If you happened across this article series, chances are you either need to A) show site administrators how to create and manage accessible site content, or B) you’re the one in charge of content management and you want to do it right in every way. But what does doing it right mean? What type of right am I talking about? In this series I am going to break down some ways to help improve the accessibility of content entered within a CMS system. Before we get into that though, let’s debunk a few myths around web accessibility and CMS systems.

Myth: Accessibility doesn’t improve the experience for other users.

Okay, this one isn’t strictly related to CMS systems, but is the most important concept you should walk away with after reading this. The Web Accessibility Initiative (WAI) has a great quote on this topic: “Essential for some, useful for all.” Think about how many people just read the captions on video captions when they’re scrolling through Facebook in a loud area with no headphones? Even simple things such as providing more than color as an indication of the state of an element or message is useful for people who learn and understand information differently. While features like that are essential for people using assistive technology to understand what web pages are presenting, those same features often create a more positive, intuitive user experience. WAI has also published a series of perspective videos that show different ways accessible website features benefit everyone.

Myth: Web accessibility is entirely in the hands of site developers, not content managers.

When it comes to sites that utilize a content management system (CMS), it’s easy to place the responsibility for accessibility on the web developers who created it, or the agency that designed it. After all, isn’t that part of what they were hired to do? The truth is there are many ways to add content that introduces accessibility barriers within content management systems, no matter how well-built they are. Generally speaking, the more flexibility you’re given within a CMS system, the more likely it is that barriers to accessibility exist due to mistakes and poor choices when adding content. Developers are responsible for making sure content managers have the tools they need to make their content accessible, but it’s in the hands of the content managers to leverage those tools to optimize their content for universal access.

Myth: Making CMS content accessible is difficult.

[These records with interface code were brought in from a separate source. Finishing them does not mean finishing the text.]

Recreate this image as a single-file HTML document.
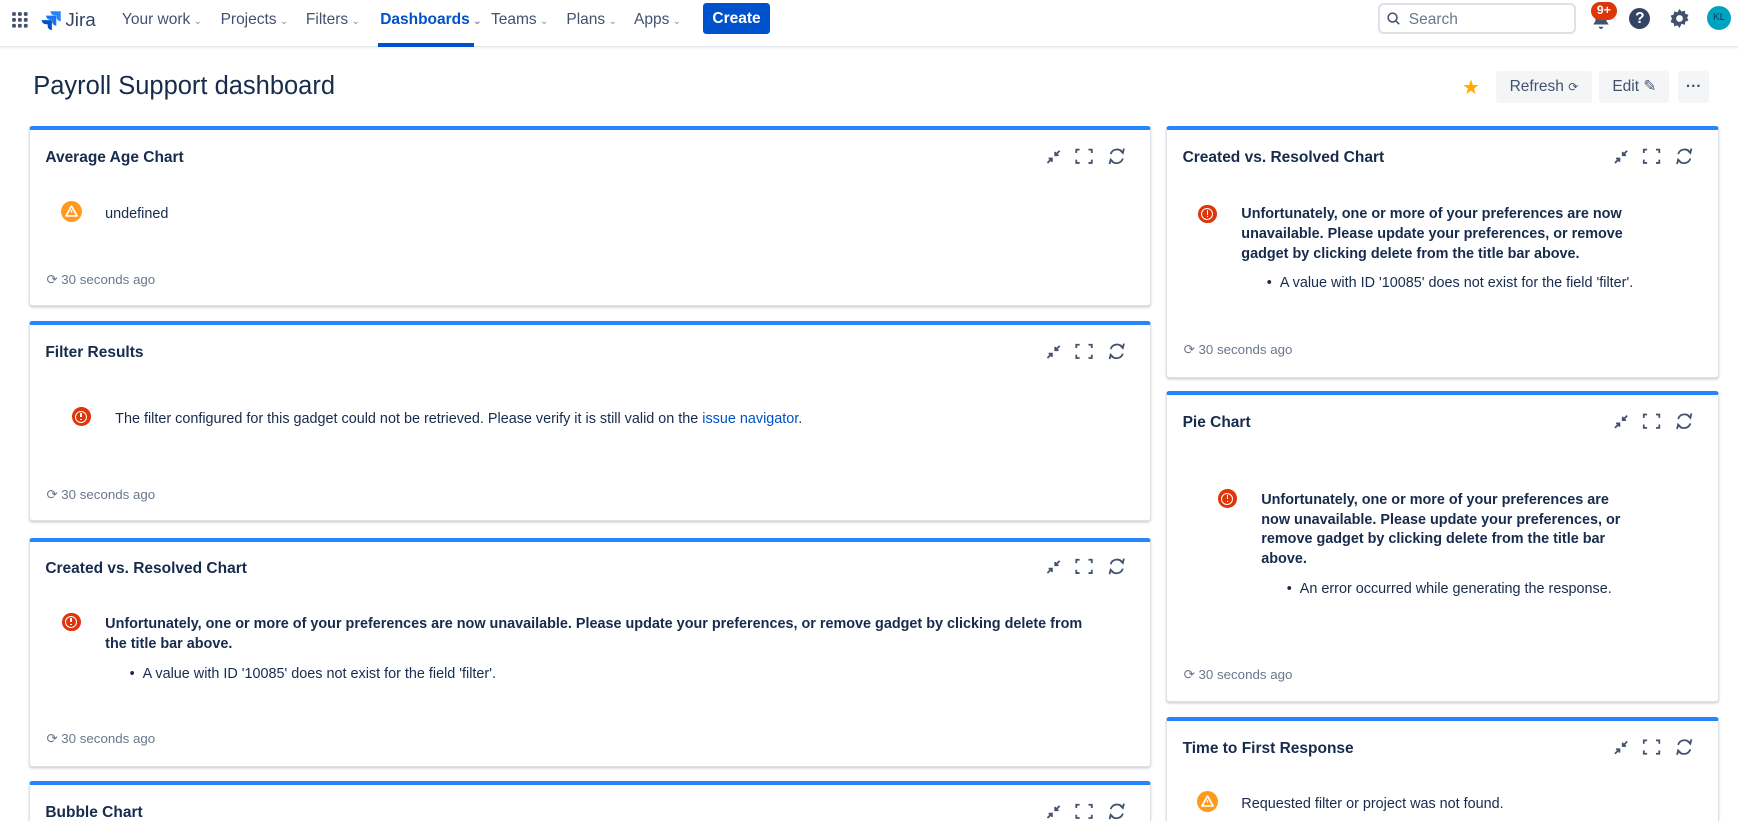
<!DOCTYPE html>
<html><head><meta charset="utf-8"><style>
*{box-sizing:border-box;margin:0;padding:0}
html,body{width:1738px;height:821px;overflow:hidden;background:#fff}
#root{zoom:1.10842;width:1568px;height:741px;position:relative;font-family:"Liberation Sans",Arial,sans-serif;color:#172B4D;overflow:hidden}
.abs{position:absolute}
.nav{position:absolute;left:0;top:0;width:1568px;height:42px;border-bottom:1px solid #e4e6ea;box-shadow:0 1px 2px rgba(9,30,66,.08)}
.mi{position:absolute;top:10px;font-size:14px;color:#42526E;white-space:nowrap}
.mi .c{font-size:9px;color:#8993a4;margin-left:3px}
.g{position:absolute;background:#fff;border:1px solid #dfe1e6;border-top:4px solid #2684FF;border-radius:3px;box-shadow:0 1px 2px rgba(9,30,66,.2);overflow:hidden}
.gt{position:absolute;left:14px;top:17px;font-size:14px;font-weight:bold;color:#172B4D}
.ft{position:absolute;font-size:12px;color:#6B778C;white-space:nowrap}
.t{position:absolute;font-size:13px;white-space:nowrap;line-height:18px}
.b{font-weight:bold}
.err{position:absolute;width:17px;height:17px;border-radius:50%;background:#DE350B;}
.err:after{content:"";position:absolute;left:3px;top:3px;width:9px;height:9px;border:1.5px solid #fff;border-radius:50%}
.err i{position:absolute;left:7.7px;top:5px;width:1.6px;height:4px;background:#fff;z-index:2}
.err b{position:absolute;left:7.7px;top:10px;width:1.6px;height:1.6px;background:#fff;z-index:2}
.warn{position:absolute;width:19px;height:19px;border-radius:50%;background:#FF991F}
.btn{position:absolute;top:64px;height:29px;background:#F4F5F7;border-radius:3px;font-size:14px;color:#42526E;line-height:29px;text-align:center}
</style></head><body><div id="root">
<div class="nav">
<svg class="abs" style="left:10px;top:10px" width="16" height="16" viewBox="0 0 16 16" fill="#42526E"><g><rect x="1" y="1" width="3.4" height="3.4" rx="1"/><rect x="6.3" y="1" width="3.4" height="3.4" rx="1"/><rect x="11.6" y="1" width="3.4" height="3.4" rx="1"/><rect x="1" y="6.3" width="3.4" height="3.4" rx="1"/><rect x="6.3" y="6.3" width="3.4" height="3.4" rx="1"/><rect x="11.6" y="6.3" width="3.4" height="3.4" rx="1"/><rect x="1" y="11.6" width="3.4" height="3.4" rx="1"/><rect x="6.3" y="11.6" width="3.4" height="3.4" rx="1"/><rect x="11.6" y="11.6" width="3.4" height="3.4" rx="1"/></g></svg>
<svg class="abs" style="left:36px;top:8px" width="20" height="20" viewBox="0 0 20 20"><path d="M18 2H9.5a3.8 3.8 0 0 0 3.8 3.8h1.6v1.5a3.8 3.8 0 0 0 3.8 3.8V2z" fill="#2684FF"/><path d="M14 6H5.5a3.8 3.8 0 0 0 3.8 3.8h1.6v1.5a3.8 3.8 0 0 0 3.8 3.8V6z" fill="#1f74eb"/><path d="M10 10H1.5a3.8 3.8 0 0 0 3.8 3.8h1.6v1.5a3.8 3.8 0 0 0 3.8 3.8V10z" fill="#0052CC"/></svg>
<div class="abs" style="left:59px;top:8px;font-size:17px;color:#344563">Jira</div>
<div class="mi" style="left:110px">Your work<span class="c">⌄</span></div>
<div class="mi" style="left:199px">Projects<span class="c">⌄</span></div>
<div class="mi" style="left:276px">Filters<span class="c">⌄</span></div>
<div class="mi" style="left:343px;color:#0052CC;font-weight:bold">Dashboards<span class="c">⌄</span></div>
<div class="abs" style="left:341px;top:39px;width:87px;height:3px;background:#0052CC"></div>
<div class="mi" style="left:443px">Teams<span class="c">⌄</span></div>
<div class="mi" style="left:511px">Plans<span class="c">⌄</span></div>
<div class="mi" style="left:572px">Apps<span class="c">⌄</span></div>
<div class="abs" style="left:634px;top:3px;width:61px;height:28px;background:#0052CC;border-radius:3px;color:#fff;font-weight:bold;font-size:14px;text-align:center;line-height:28px">Create</div>
<div class="abs" style="left:1243px;top:3px;width:179px;height:28px;border:2px solid #DFE1E6;border-radius:5px"></div>
<svg class="abs" style="left:1251px;top:11px" width="12" height="12" viewBox="0 0 12 12"><circle cx="5" cy="5" r="4" fill="none" stroke="#42526E" stroke-width="1.4"/><path d="M8 8l3 3" stroke="#42526E" stroke-width="1.4"/></svg>
<div class="abs" style="left:1271px;top:10px;font-size:14px;color:#6B778C">Search</div>
<svg class="abs" style="left:1435px;top:8px" width="18" height="20" viewBox="0 0 18 20"><path d="M9 2c-3 0-5 2.5-5 5v4l-2 3h14l-2-3V7c0-2.5-2-5-5-5zM7 16h4a2 2 0 0 1-4 0z" fill="#42526E"/></svg>
<div class="abs" style="left:1435px;top:2px;width:24px;height:16px;background:#DE350B;border-radius:8px;color:#fff;font-size:11px;font-weight:bold;text-align:center;line-height:16px">9+</div>
<div class="abs" style="left:1470px;top:7px;width:19px;height:19px;border-radius:50%;background:#344563;color:#fff;font-weight:bold;font-size:14px;text-align:center;line-height:19px">?</div>
<svg class="abs" style="left:1506px;top:7px" width="19" height="19" viewBox="0 0 20 20"><path d="M10 1l2 2.5 3-1 .5 3 3 1-1.3 2.8 1.3 2.7-3 1-.5 3-3-1L10 19l-2-2.5-3 1-.5-3-3-1L2.8 10 1.5 7.2l3-1 .5-3 3 1z" fill="#42526E"/><circle cx="10" cy="10" r="3.2" fill="#fff"/></svg>
<div class="abs" style="left:1540px;top:5px;width:22px;height:22px;border-radius:50%;background:#00A3BF;color:#253858;font-size:9px;text-align:center;line-height:22px">KL</div>
</div>
<div class="abs" style="left:30px;top:65px;font-size:23px;color:#172B4D">Payroll Support dashboard</div>
<div class="abs" style="left:1319px;top:68px;font-size:18px;color:#FFAB00">★</div>
<div class="btn" style="left:1350px;width:86px">Refresh <span style="font-size:11px">⟳</span></div>
<div class="btn" style="left:1443px;width:63px">Edit ✎</div>
<div class="btn" style="left:1514px;width:28px;font-weight:bold">···</div>

<div class="g" style="left:26px;top:114px;width:1012px;height:162px">
<div class="gt">Average Age Chart</div>
<div class="warn" style="left:28px;top:64px"><svg width="19" height="19" viewBox="0 0 19 19"><path d="M9.5 4.5L14.5 13.5H4.5z" fill="none" stroke="#fff" stroke-width="1.5" stroke-linejoin="round"/><path d="M9.5 8v2.5" stroke="#fff" stroke-width="1.3"/></svg></div>
<div class="t" style="left:68px;top:67px">undefined</div>
<div class="ft" style="left:15px;top:128px">⟳ 30 seconds ago</div>
</div>
<div class="g" style="left:26px;top:290px;width:1012px;height:180px">
<div class="gt">Filter Results</div>
<div class="err" style="left:38px;top:74px"><i></i><b></b></div>
<div class="t" style="left:77px;top:76px">The filter configured for this gadget could not be retrieved. Please verify it is still valid on the <span style="color:#0052CC">issue navigator</span>.</div>
<div class="ft" style="left:15px;top:146px">⟳ 30 seconds ago</div>
</div>
<div class="g" style="left:26px;top:485px;width:1012px;height:207px">
<div class="gt">Created vs. Resolved Chart</div>
<div class="err" style="left:29px;top:64px"><i></i><b></b></div>
<div class="t b" style="left:68px;top:66px">Unfortunately, one or more of your preferences are now unavailable. Please update your preferences, or remove gadget by clicking delete from<br>the title bar above.</div>
<div class="t" style="left:90px;top:111px">•&nbsp;&nbsp;A value with ID '10085' does not exist for the field 'filter'.</div>
<div class="ft" style="left:15px;top:171px">⟳ 30 seconds ago</div>
</div>
<div class="g" style="left:26px;top:705px;width:1012px;height:60px">
<div class="gt">Bubble Chart</div>
</div>

<div class="g" style="left:1052px;top:114px;width:499px;height:227px">
<div class="gt">Created vs. Resolved Chart</div>
<div class="err" style="left:28px;top:67px"><i></i><b></b></div>
<div class="t b" style="left:67px;top:67px">Unfortunately, one or more of your preferences are now<br>unavailable. Please update your preferences, or remove<br>gadget by clicking delete from the title bar above.</div>
<div class="t" style="left:90px;top:130px">•&nbsp;&nbsp;A value with ID '10085' does not exist for the field 'filter'.</div>
<div class="ft" style="left:15px;top:191px">⟳ 30 seconds ago</div>
</div>
<div class="g" style="left:1052px;top:353px;width:499px;height:280px">
<div class="gt">Pie Chart</div>
<div class="err" style="left:46px;top:85px"><i></i><b></b></div>
<div class="t b" style="left:85px;top:86px">Unfortunately, one or more of your preferences are<br>now unavailable. Please update your preferences, or<br>remove gadget by clicking delete from the title bar<br>above.</div>
<div class="t" style="left:108px;top:167px">•&nbsp;&nbsp;An error occurred while generating the response.</div>
<div class="ft" style="left:15px;top:245px">⟳ 30 seconds ago</div>
</div>
<div class="g" style="left:1052px;top:647px;width:499px;height:120px">
<div class="gt">Time to First Response</div>
<div class="warn" style="left:27px;top:63px"><svg width="19" height="19" viewBox="0 0 19 19"><path d="M9.5 4.5L14.5 13.5H4.5z" fill="none" stroke="#fff" stroke-width="1.5" stroke-linejoin="round"/><path d="M9.5 8v2.5" stroke="#fff" stroke-width="1.3"/></svg></div>
<div class="t" style="left:67px;top:67px">Requested filter or project was not found.</div>
</div>

<svg class="abs" style="left:0;top:0" width="1568" height="741">
<defs><g id="hi" fill="none" stroke="#42526E" stroke-width="1.6">
<path d="M-6 6l4-4M-5 2h3v3M5-5L1-1M1-4v3h3"/>
<path d="M23-6h-3v3M31-6h3v3M23 6h-3v-3M31 6h3v-3"/>
<path d="M51-2a6 6 0 0 1 11-1M62 2a6 6 0 0 1-11 1M59-6l3 3 1-4M54 6l-3-3-1 4"/>
</g></defs>
<use href="#hi" x="951" y="141"/><use href="#hi" x="951" y="317"/><use href="#hi" x="951" y="511"/><use href="#hi" x="951" y="732"/>
<use href="#hi" x="1463" y="141"/><use href="#hi" x="1463" y="380"/><use href="#hi" x="1463" y="674"/>
</svg>
</div></body></html>
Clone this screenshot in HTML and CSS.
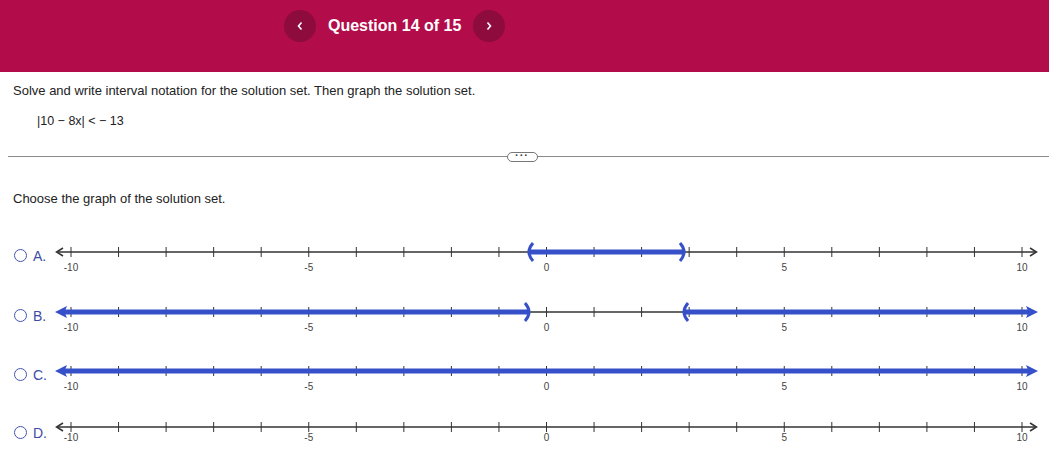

The truth is, making online content accessible isn’t difficult at all! Optimizing your content for accessibility is achievable as long as you know what to do. Like learning to write quality calls to action or editing an image in Photoshop, once you understand the concepts and best practices, making CMS content accessible will become second nature.

Fact: You can do this!

Like I said before, once you learn what you have to do, making content accessible is very achievable. This series will cover three common aspects of content management that are prone to accessibility issues:

  1. Images
  2. Links
  3. WYSIWYG Content

Not only will I show examples of how to correctly configure these aspects of your CMS content, but I’ll show you why it matters to people using assistive technologies. We’ll even look at different ways a CMS might fail to deliver the tools you need to make your content accessible. In that case, you should contact your web developer or CMS provider to fix the situation.